## Given request
Once the pictures are set aside, transcribe the remaining data exactly.

## Data shown
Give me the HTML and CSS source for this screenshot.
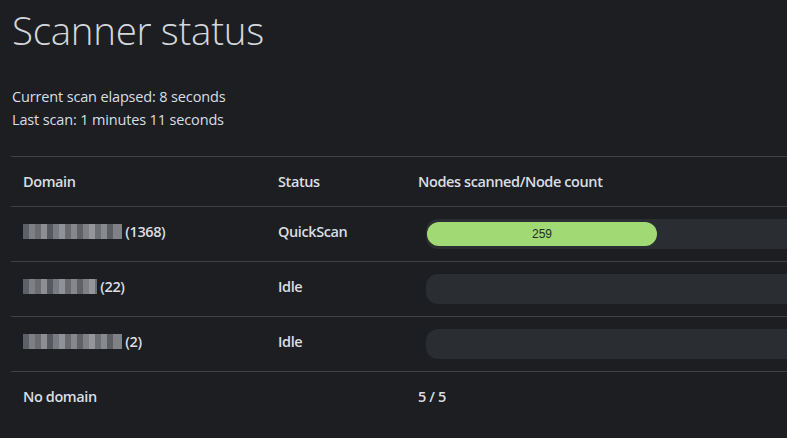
FILE: index.html
```html
<!DOCTYPE html>
<html lang="en">
<head>
<meta charset="utf-8">
<title>Scanner status</title>
<link rel="stylesheet" href="styles.css">
</head>
<body>
<main class="page">
  <h1 class="title">Scanner status</h1>
  <div class="info">
    <p>Current scan elapsed: 8 seconds</p>
    <p>Last scan: 1 minutes 11 seconds</p>
  </div>
  <table class="scan-table">
    <thead>
      <tr>
        <th class="col-domain">Domain</th>
        <th class="col-status">Status</th>
        <th class="col-nodes">Nodes scanned/Node count</th>
      </tr>
    </thead>
    <tbody>
      <tr>
        <td><span class="redact redact-a"></span> (1368)</td>
        <td>QuickScan</td>
        <td><div class="track"><div class="fill" style="width:230px">259</div></div></td>
      </tr>
      <tr>
        <td><span class="redact redact-b"></span> (22)</td>
        <td>Idle</td>
        <td><div class="track"></div></td>
      </tr>
      <tr>
        <td><span class="redact redact-c"></span> (2)</td>
        <td>Idle</td>
        <td><div class="track"></div></td>
      </tr>
      <tr class="last">
        <td>No domain</td>
        <td></td>
        <td class="count">5 / 5</td>
      </tr>
    </tbody>
  </table>
</main>
</body>
</html>
```

FILE: styles.css
```css
html, body {
  margin: 0;
  padding: 0;
  background: #1c1e22;
  overflow: hidden;
}

body {
  font-family: "Open Sans", "Noto Sans", sans-serif;
  color: #d9dee4;
}

.page {
  padding: 0 0 0 11px;
  width: 1100px;
}

.title {
  margin: 0;
  padding: 5px 0 0 1px;
  font-size: 38.5px;
  line-height: 50px;
  font-weight: 300;
  color: #d3d7db;
  letter-spacing: -0.3px;
}

.info {
  margin-top: 30px;
  padding-left: 1px;
}

.info p {
  margin: 0;
  font-size: 14.5px;
  line-height: 23px;
  letter-spacing: -0.15px;
}

.scan-table {
  margin-top: 25px;
  width: 1050px;
  border-collapse: collapse;
  border-top: 1px solid #3e4145;
}

.scan-table th,
.scan-table td {
  text-align: left;
  padding: 0 12px;
  font-size: 14.5px;
  font-weight: 600;
  letter-spacing: -0.4px;
  vertical-align: middle;
}

.scan-table th {
  height: 49px;
  border-bottom: 1px solid #3e4145;
}

.scan-table td {
  height: 49px;
  padding-bottom: 5px;
  border-bottom: 1px solid #3e4145;
}

.scan-table tr.last td {
  border-bottom: none;
}

.col-domain { width: 231px; }
.col-status { width: 116px; }

.redact {
  display: inline-block;
  vertical-align: -2px;
  height: 15px;
  background:
    linear-gradient(90deg,
      #5d6066 0 6px, #7d7f84 6px 12px, #6a6c71 12px 18px, #8c8e92 18px 24px,
      #56595f 24px 30px, #7a7c81 30px 36px, #909296 36px 42px, #686a6f 42px 48px,
      #85878b 48px 54px, #5f6167 54px 60px, #7e8085 60px 66px, #94969a 66px 72px,
      #6d6f74 72px 78px, #888a8e 78px 84px, #5b5e63 84px 90px, #7f8186 90px 100px);
}

.redact-a { width: 99px; }
.redact-b { width: 74px; }
.redact-c { width: 99px; }

.track {
  margin: 5px 0 0 8px;
  height: 30px;
  border-radius: 12px 0 0 12px;
  background: #2a2e33;
  display: flex;
  align-items: center;
  padding-left: 1px;
}

.fill {
  height: 24px;
  border-radius: 12px;
  background: #a1d974;
  color: #23282a;
  font-family: "Liberation Sans", Arial, sans-serif;
  font-weight: 400;
  font-size: 12px;
  letter-spacing: 0;
  display: flex;
  align-items: center;
  justify-content: center;
}

.count {
  letter-spacing: 0;
}
```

## Solution to this exercise
Give me the HTML and CSS source for this screenshot.
FILE: index.html
```html
<!DOCTYPE html>
<html lang="en">
<head>
<meta charset="utf-8">
<title>Scanner status</title>
<link rel="stylesheet" href="styles.css">
</head>
<body>
<main class="page">
  <h1 class="title">Scanner status</h1>
  <div class="info">
    <p>Current scan elapsed: 8 seconds</p>
    <p>Last scan: 1 minutes 11 seconds</p>
  </div>
  <table class="scan-table">
    <thead>
      <tr>
        <th class="col-domain">Domain</th>
        <th class="col-status">Status</th>
        <th class="col-nodes">Nodes scanned/Node count</th>
      </tr>
    </thead>
    <tbody>
      <tr>
        <td><span class="redact redact-a"></span> (1368)</td>
        <td>QuickScan</td>
        <td><div class="track"><div class="fill" style="width:230px">259</div></div></td>
      </tr>
      <tr>
        <td><span class="redact redact-b"></span> (22)</td>
        <td>Idle</td>
        <td><div class="track"></div></td>
      </tr>
      <tr>
        <td><span class="redact redact-c"></span> (2)</td>
        <td>Idle</td>
        <td><div class="track"></div></td>
      </tr>
      <tr class="last">
        <td>No domain</td>
        <td></td>
        <td class="count">5 / 5</td>
      </tr>
    </tbody>
  </table>
</main>
</body>
</html>
```

FILE: styles.css
```css
html, body {
  margin: 0;
  padding: 0;
  background: #1c1e22;
  overflow: hidden;
}

body {
  font-family: "Open Sans", "Noto Sans", sans-serif;
  color: #d9dee4;
}

.page {
  padding: 0 0 0 11px;
  width: 1100px;
}

.title {
  margin: 0;
  padding: 5px 0 0 1px;
  font-size: 38.5px;
  line-height: 50px;
  font-weight: 300;
  color: #d3d7db;
  letter-spacing: -0.3px;
}

.info {
  margin-top: 30px;
  padding-left: 1px;
}

.info p {
  margin: 0;
  font-size: 14.5px;
  line-height: 23px;
  letter-spacing: -0.15px;
}

.scan-table {
  margin-top: 25px;
  width: 1050px;
  border-collapse: collapse;
  border-top: 1px solid #3e4145;
}

.scan-table th,
.scan-table td {
  text-align: left;
  padding: 0 12px;
  font-size: 14.5px;
  font-weight: 600;
  letter-spacing: -0.4px;
  vertical-align: middle;
}

.scan-table th {
  height: 49px;
  border-bottom: 1px solid #3e4145;
}

.scan-table td {
  height: 49px;
  padding-bottom: 5px;
  border-bottom: 1px solid #3e4145;
}

.scan-table tr.last td {
  border-bottom: none;
}

.col-domain { width: 231px; }
.col-status { width: 116px; }

.redact {
  display: inline-block;
  vertical-align: -2px;
  height: 15px;
  background:
    linear-gradient(90deg,
      #5d6066 0 6px, #7d7f84 6px 12px, #6a6c71 12px 18px, #8c8e92 18px 24px,
      #56595f 24px 30px, #7a7c81 30px 36px, #909296 36px 42px, #686a6f 42px 48px,
      #85878b 48px 54px, #5f6167 54px 60px, #7e8085 60px 66px, #94969a 66px 72px,
      #6d6f74 72px 78px, #888a8e 78px 84px, #5b5e63 84px 90px, #7f8186 90px 100px);
}

.redact-a { width: 99px; }
.redact-b { width: 74px; }
.redact-c { width: 99px; }

.track {
  margin: 5px 0 0 8px;
  height: 30px;
  border-radius: 12px 0 0 12px;
  background: #2a2e33;
  display: flex;
  align-items: center;
  padding-left: 1px;
}

.fill {
  height: 24px;
  border-radius: 12px;
  background: #a1d974;
  color: #23282a;
  font-family: "Liberation Sans", Arial, sans-serif;
  font-weight: 400;
  font-size: 12px;
  letter-spacing: 0;
  display: flex;
  align-items: center;
  justify-content: center;
}

.count {
  letter-spacing: 0;
}
```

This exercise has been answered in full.